How To Calculate Atomic Packign Factor

Enter atomic parameters to evaluate how densely atoms occupy a unit cell and visualize the void fraction instantly.

How to Calculate Atomic Packing Factor with Confidence

Atomic packing factor (APF) quantifies the fraction of a crystal unit cell that is actually filled by atoms. Because most metallic bonds are non-directional and electrons behave as a sea, metallic crystals inevitably arrange themselves in patterns that maximize packing efficiency while balancing electrostatic repulsions. Determining the APF is essential for predicting density, slip behavior, diffusion pathways, and even corrosion susceptibility. Advanced labs such as the NIST Precision Measurement Laboratory rely on precise APF calculations to benchmark x-ray diffraction and neutron scattering datasets, and materials courses at institutions like MIT OpenCourseWare use APF exercises to build intuition about structure-property relationships.

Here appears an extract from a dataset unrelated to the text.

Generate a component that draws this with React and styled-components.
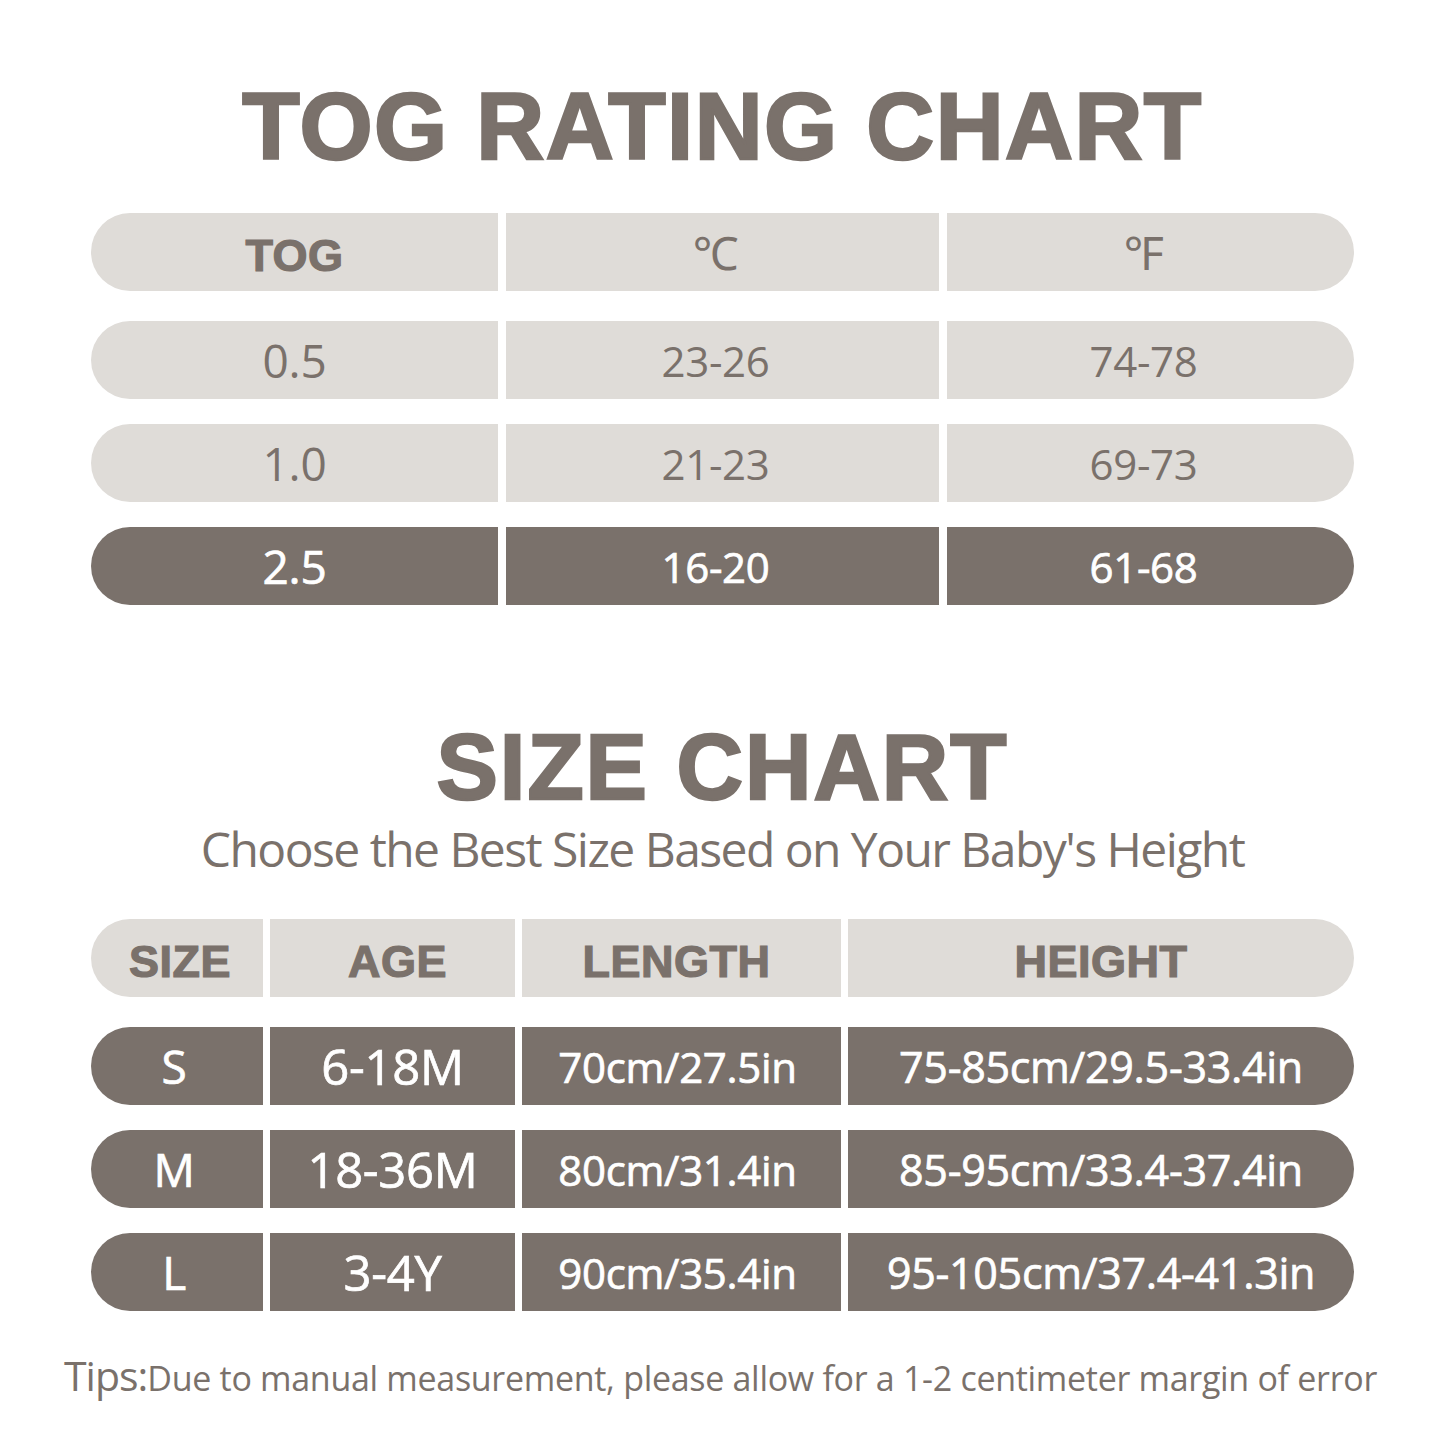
import React from "react";
import styled, { createGlobalStyle } from "styled-components";

const GlobalStyle = createGlobalStyle`
	html, body {
		margin: 0;
		padding: 0;
		background: #ffffff;
	}
	body {
		font-family: "Open Sans", "Noto Sans", sans-serif;
		color: #7a716b;
	}
`;

const TEXT = "#7a716b";
const LIGHT = "#dfdcd8";
const DARK = "#7a716b";

const togRows = [
	{ tog: "0.5", c: "23-26", f: "74-78", dark: false },
	{ tog: "1.0", c: "21-23", f: "69-73", dark: false },
	{ tog: "2.5", c: "16-20", f: "61-68", dark: true },
];

const sizeRows = [
	{ size: "S", age: "6-18M", length: "70cm/27.5in", height: "75-85cm/29.5-33.4in" },
	{ size: "M", age: "18-36M", length: "80cm/31.4in", height: "85-95cm/33.4-37.4in" },
	{ size: "L", age: "3-4Y", length: "90cm/35.4in", height: "95-105cm/37.4-41.3in" },
];

function App() {
	return (
		<Page>
			<GlobalStyle />
			<Title>TOG RATING CHART</Title>

			<Table $gapTop={39}>
				<Row $cols="407px 433px 407px">
					<HeadCell>TOG</HeadCell>
					<UnitCell>℃</UnitCell>
					<UnitCell>℉</UnitCell>
				</Row>
				<Rows>
					{togRows.map((r) => (
						<Row key={r.tog} $cols="407px 433px 407px" $dark={r.dark}>
							<DataCell $size={46}>{r.tog}</DataCell>
							<DataCell $size={42} $shift={14}>{r.c}</DataCell>
							<DataCell $size={42} $shift={14}>{r.f}</DataCell>
						</Row>
					))}
				</Rows>
			</Table>

			<SizeTitle>SIZE CHART</SizeTitle>
			<Subtitle>Choose the Best Size Based on Your Baby's Height</Subtitle>

			<Table $gapTop={42}>
				<Row $cols="172px 245px 319px 506px" $gap={7}>
					<HeadCell $shift={-6}>SIZE</HeadCell>
					<HeadCell $shift={-10}>AGE</HeadCell>
					<HeadCell $shift={10}>LENGTH</HeadCell>
					<HeadCell>HEIGHT</HeadCell>
				</Row>
				<Rows>
					{sizeRows.map((r) => (
						<Row key={r.size} $cols="172px 245px 319px 506px" $gap={7} $dark>
							<DataCell $size={46} $shift={6}>{r.size}</DataCell>
							<DataCell $size={49}>{r.age}</DataCell>
							<DataCell $size={42} $shift={8}>{r.length}</DataCell>
							<DataCell $size={43}>{r.height}</DataCell>
						</Row>
					))}
				</Rows>
			</Table>

			<Tips>
				<TipsLabel>Tips:</TipsLabel>
				Due to manual measurement, please allow for a 1-2 centimeter margin of error
			</Tips>
		</Page>
	);
}

export default App;

const Page = styled.div`
	width: 1445px;
	height: 1445px;
	box-sizing: border-box;
	padding-top: 80px;
	overflow: hidden;
	background: #fff;
`;

const Title = styled.h1`
	margin: 0;
	text-align: center;
	font-family: "Liberation Sans", Arial, sans-serif;
	font-weight: 700;
	font-size: 94px;
	line-height: 94px;
	color: ${TEXT};
	-webkit-text-stroke: 2.5px ${TEXT};
	letter-spacing: 1.5px;
`;

const SizeTitle = styled(Title)`
	margin-top: 116px;
	font-size: 92px;
	line-height: 92px;
	letter-spacing: 2px;
`;

const Subtitle = styled.p`
	margin: 8px 0 0;
	text-align: center;
	font-size: 48px;
	line-height: 56px;
	letter-spacing: -1.55px;
	color: ${TEXT};
`;

const Table = styled.div`
	margin: ${(p) => p.$gapTop}px 91px 0;
	display: flex;
	flex-direction: column;
	gap: 30px;
`;

const Rows = styled.div`
	display: flex;
	flex-direction: column;
	gap: 25px;
`;

const Row = styled.div`
	display: grid;
	grid-template-columns: ${(p) => p.$cols};
	column-gap: ${(p) => p.$gap ?? 8}px;
	height: 78px;

	& > * {
		background: ${(p) => (p.$dark ? DARK : LIGHT)};
		color: ${(p) => (p.$dark ? "#ffffff" : TEXT)};
		-webkit-text-stroke: ${(p) => (p.$dark ? "0.7px #ffffff" : "0")};
	}
	& > *:first-child {
		border-radius: 39px 0 0 39px;
	}
	& > *:last-child {
		border-radius: 0 39px 39px 0;
	}
`;

const Cell = styled.div`
	display: flex;
	align-items: center;
	justify-content: center;
	padding-right: ${(p) => (p.$shift > 0 ? p.$shift : 0)}px;
	padding-left: ${(p) => (p.$shift < 0 ? -p.$shift : 0)}px;
	white-space: nowrap;
`;

const HeadCell = styled(Cell)`
	font-family: "Liberation Sans", Arial, sans-serif;
	font-weight: 700;
	font-size: 45px;
	padding-top: 8px;
	letter-spacing: 0.5px;

	&& {
		-webkit-text-stroke: 1.2px ${TEXT};
	}
`;

const UnitCell = styled(Cell)`
	font-size: 46px;
	padding-right: 14px;
`;

const DataCell = styled(Cell)`
	font-size: ${(p) => p.$size}px;
	letter-spacing: -0.3px;
`;

const Tips = styled.p`
	margin: 40px 0 0 64px;
	font-size: 34px;
	line-height: 48px;
	letter-spacing: -0.3px;
	color: ${TEXT};
	white-space: nowrap;
`;

const TipsLabel = styled.span`
	font-size: 41px;
	letter-spacing: -1px;
`;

At its core, APF is expressed as the total volume of atoms within a unit cell divided by the volume of that unit cell. Because metallic atoms are modeled as hard spheres occupying specific lattice points, the geometry of how those spheres intersect with cell boundaries determines both the number of atoms effectively contained inside the cell and the distance between atomic centers. Each crystal structure—simple cubic (SC), body-centered cubic (BCC), face-centered cubic (FCC), and hexagonal close-packed (HCP)—has its own coordination architecture, leading to unique APF values. Engineers must keep these nuances in mind when comparing alloys or when interpreting electron backscatter diffraction maps.

Core Formula

The generalized expression is APF = (N × V_atom) ÷ V_cell. Here, N represents the number of atoms fully contained within the unit cell, recognizing that corner atoms only contribute one-eighth of their volume, face-centered atoms contribute one-half, and so forth. V_atom is the volume of a single atom modeled as a sphere, calculated as (4/3)πr³, with r being the metallic radius often reported in picometers. V_cell is the geometric volume of the unit cell, which is a³ for cubic systems but expands to (3√3/2)a²c for hexagonal prisms, where c is the cell height. Substituting accurate values into this equation yields a dimensionless number between 0 and 1, often reported as a percentage.

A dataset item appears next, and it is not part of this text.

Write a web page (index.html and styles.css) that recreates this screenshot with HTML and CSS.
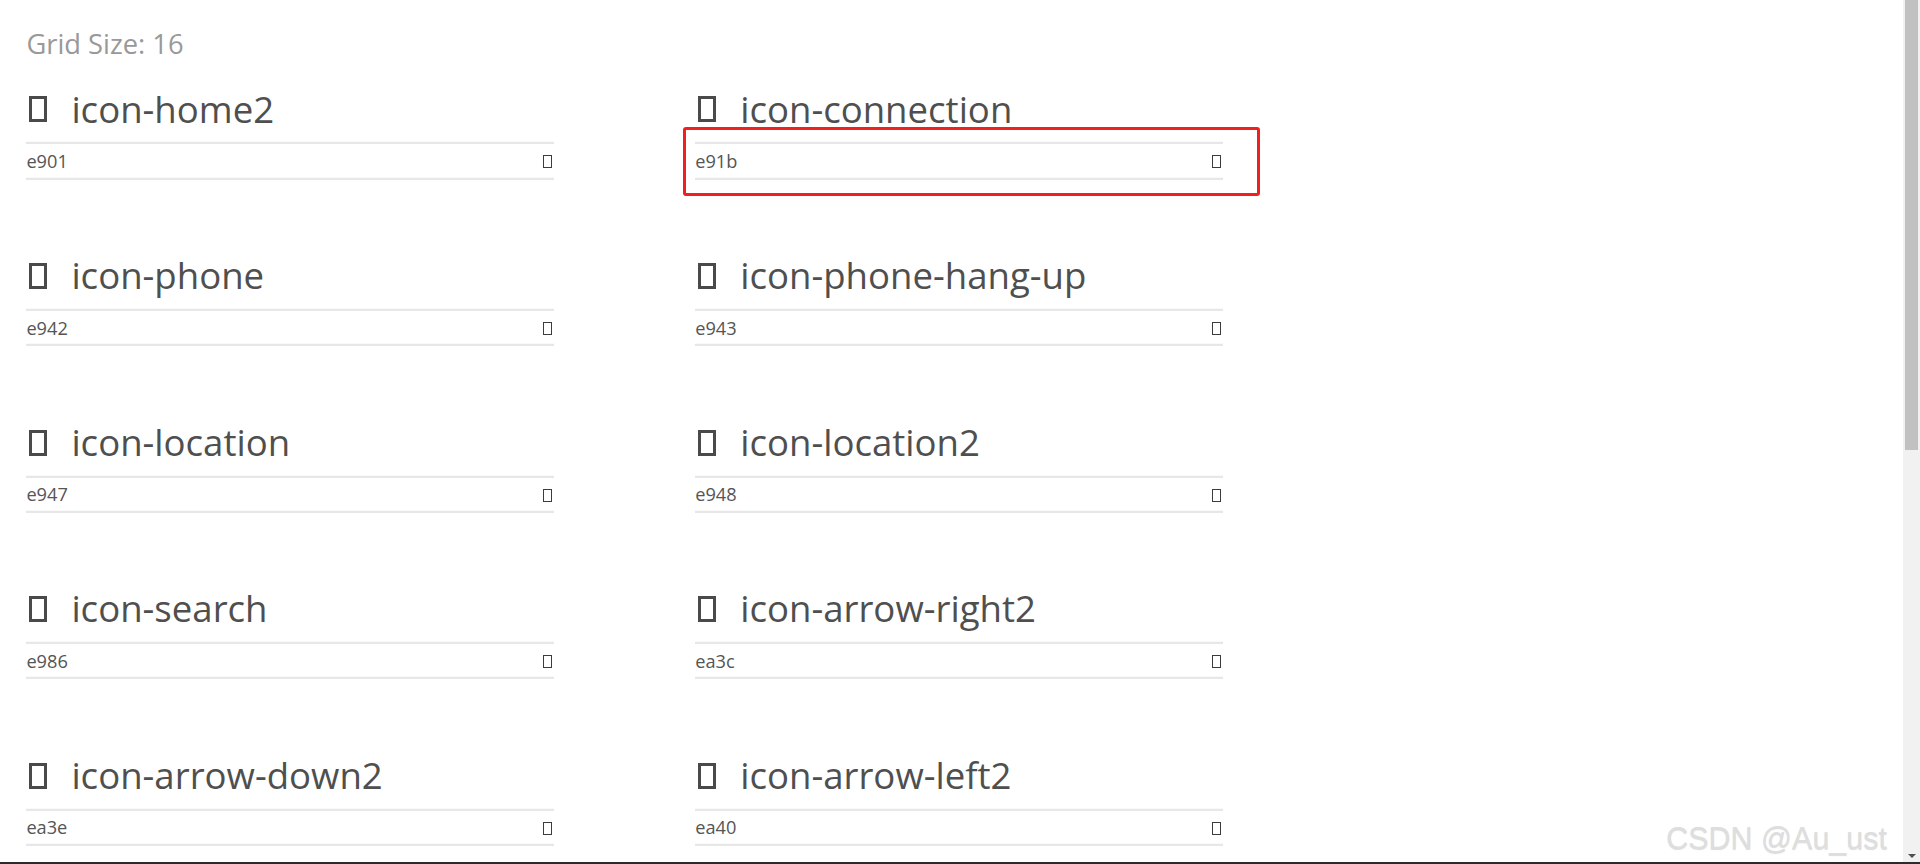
FILE: index.html
```html
<!DOCTYPE html>
<html lang="en">
<head>
<meta charset="utf-8">
<title>IcoMoon Demo</title>
<link rel="stylesheet" href="styles.css">
</head>
<body>
<div class="page">
  <h1 class="grid-title">Grid Size: 16</h1>
  <div class="glyphs">
    <div class="glyph">
      <div class="glyph-head"><span class="tofu"></span><span class="glyph-name">icon-home2</span></div>
      <div class="glyph-code"><span class="code">e901</span><span class="tofu-sm"></span></div>
    </div>
    <div class="glyph">
      <div class="glyph-head"><span class="tofu"></span><span class="glyph-name">icon-connection</span></div>
      <div class="glyph-code"><span class="code">e91b</span><span class="tofu-sm"></span></div>
      <div class="annot"></div>
    </div>
    <div class="glyph">
      <div class="glyph-head"><span class="tofu"></span><span class="glyph-name">icon-phone</span></div>
      <div class="glyph-code"><span class="code">e942</span><span class="tofu-sm"></span></div>
    </div>
    <div class="glyph">
      <div class="glyph-head"><span class="tofu"></span><span class="glyph-name">icon-phone-hang-up</span></div>
      <div class="glyph-code"><span class="code">e943</span><span class="tofu-sm"></span></div>
    </div>
    <div class="glyph">
      <div class="glyph-head"><span class="tofu"></span><span class="glyph-name">icon-location</span></div>
      <div class="glyph-code"><span class="code">e947</span><span class="tofu-sm"></span></div>
    </div>
    <div class="glyph">
      <div class="glyph-head"><span class="tofu"></span><span class="glyph-name">icon-location2</span></div>
      <div class="glyph-code"><span class="code">e948</span><span class="tofu-sm"></span></div>
    </div>
    <div class="glyph">
      <div class="glyph-head"><span class="tofu"></span><span class="glyph-name">icon-search</span></div>
      <div class="glyph-code"><span class="code">e986</span><span class="tofu-sm"></span></div>
    </div>
    <div class="glyph">
      <div class="glyph-head"><span class="tofu"></span><span class="glyph-name">icon-arrow-right2</span></div>
      <div class="glyph-code"><span class="code">ea3c</span><span class="tofu-sm"></span></div>
    </div>
    <div class="glyph">
      <div class="glyph-head"><span class="tofu"></span><span class="glyph-name">icon-arrow-down2</span></div>
      <div class="glyph-code"><span class="code">ea3e</span><span class="tofu-sm"></span></div>
    </div>
    <div class="glyph">
      <div class="glyph-head"><span class="tofu"></span><span class="glyph-name">icon-arrow-left2</span></div>
      <div class="glyph-code"><span class="code">ea40</span><span class="tofu-sm"></span></div>
    </div>
  </div>
</div>
<div class="scrollbar"><div class="thumb"></div><div class="arrow-down"></div></div>
<div class="watermark">CSDN @Au_ust</div>
<div class="bottom-edge"></div>
</body>
</html>
```
FILE: styles.css
```css
html, body {
  margin: 0;
  padding: 0;
  background: #fff;
}
body {
  font-family: "Open Sans", "Noto Sans", sans-serif;
  color: #555;
  height: 864px;
  overflow: hidden;
  position: relative;
}
.page {
  padding: 24px 0 0 26.4px;
}
.grid-title {
  margin: 0 0 19.8px;
  font-size: 27.3px;
  line-height: 39.6px;
  font-weight: normal;
  color: #999;
}
.glyphs {
  display: grid;
  grid-template-columns: 528px 528px;
  column-gap: 140.8px;
  row-gap: 35.2px;
}
.glyph {
  position: relative;
  padding-bottom: 35.2px;
}
.glyph-head {
  height: 61px;
  box-sizing: border-box;
  padding-bottom: 10px;
  display: flex;
  align-items: center;
  box-shadow: inset 0 -2.2px #e7e7e7;
  font-size: 36.6px;
  line-height: 52.8px;
  color: #4f4f4f;
}
.tofu {
  display: inline-block;
  flex: none;
  width: 18px;
  height: 26px;
  box-sizing: border-box;
  border: 3px solid #4a4a4a;
  margin-left: 3px;
  margin-right: 24px;
  margin-top: 1px;
}
.glyph-name {
  white-space: nowrap;
}
.glyph-code {
  height: 35.2px;
  display: flex;
  align-items: center;
  justify-content: space-between;
  box-shadow: inset 0 -2.2px #e7e7e7;
  font-size: 18.2px;
  padding-bottom: 2px;
  box-sizing: border-box;
}
.tofu-sm {
  display: inline-block;
  width: 9px;
  height: 13px;
  box-sizing: border-box;
  border: 1px solid #3c3c3c;
  margin-right: 2px;
  margin-top: 2px;
}
.annot {
  position: absolute;
  left: -12px;
  top: 43.5px;
  width: 577px;
  height: 69px;
  box-sizing: border-box;
  border: 3px solid #f21f1f;
  border-radius: 3px;
}
.scrollbar {
  position: absolute;
  top: 0;
  right: 0;
  width: 17px;
  height: 862px;
  background: #f1f1f1;
}
.thumb {
  margin: 0 2px;
  height: 450px;
  background: #c1c1c1;
}
.arrow-down {
  position: absolute;
  bottom: 4px;
  left: 5px;
  width: 0;
  height: 0;
  border-left: 4px solid transparent;
  border-right: 4px solid transparent;
  border-top: 4px solid #505050;
}
.watermark {
  position: absolute;
  right: 33px;
  bottom: 8px;
  font-family: "Liberation Sans", Arial, sans-serif;
  font-size: 30.5px;
  color: #dedede;
  text-shadow: 0 1px 1px rgba(0,0,0,0.14), 0 -1px 0 rgba(255,255,255,0.8);
  white-space: nowrap;
}
.bottom-edge {
  position: absolute;
  left: 0;
  right: 0;
  bottom: 0;
  height: 2px;
  background: #2b2b2b;
}
```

When precision matters—such as simulating high-entropy alloys or calibrating additive manufacturing feedstock—it is common to incorporate experimentally measured lattice parameters into the APF formula instead of the ideal geometric relationship. That is why the calculator above allows you to override the ideal cell edge length with a custom value in nanometers. Doing so captures how thermal expansion, interstitial solute atoms, or residual stresses alter packing efficiency in real samples.

Step-by-Step Procedure

1. Identify the crystal structure and the number of atoms per unit cell. SC has one, BCC has two, FCC has four, and ideal HCP nets six per hexagonal prism.
2. Obtain the atomic radius using metallurgical handbooks or measured pair-distribution data. Convert picometers to meters (1 pm = 1 × 10⁻¹² m).
3. Determine the lattice parameters. For example, FCC obeys a = 2√2 r, BCC uses a = 4r/√3, and HCP takes a = 2r with c = √(8/3) a.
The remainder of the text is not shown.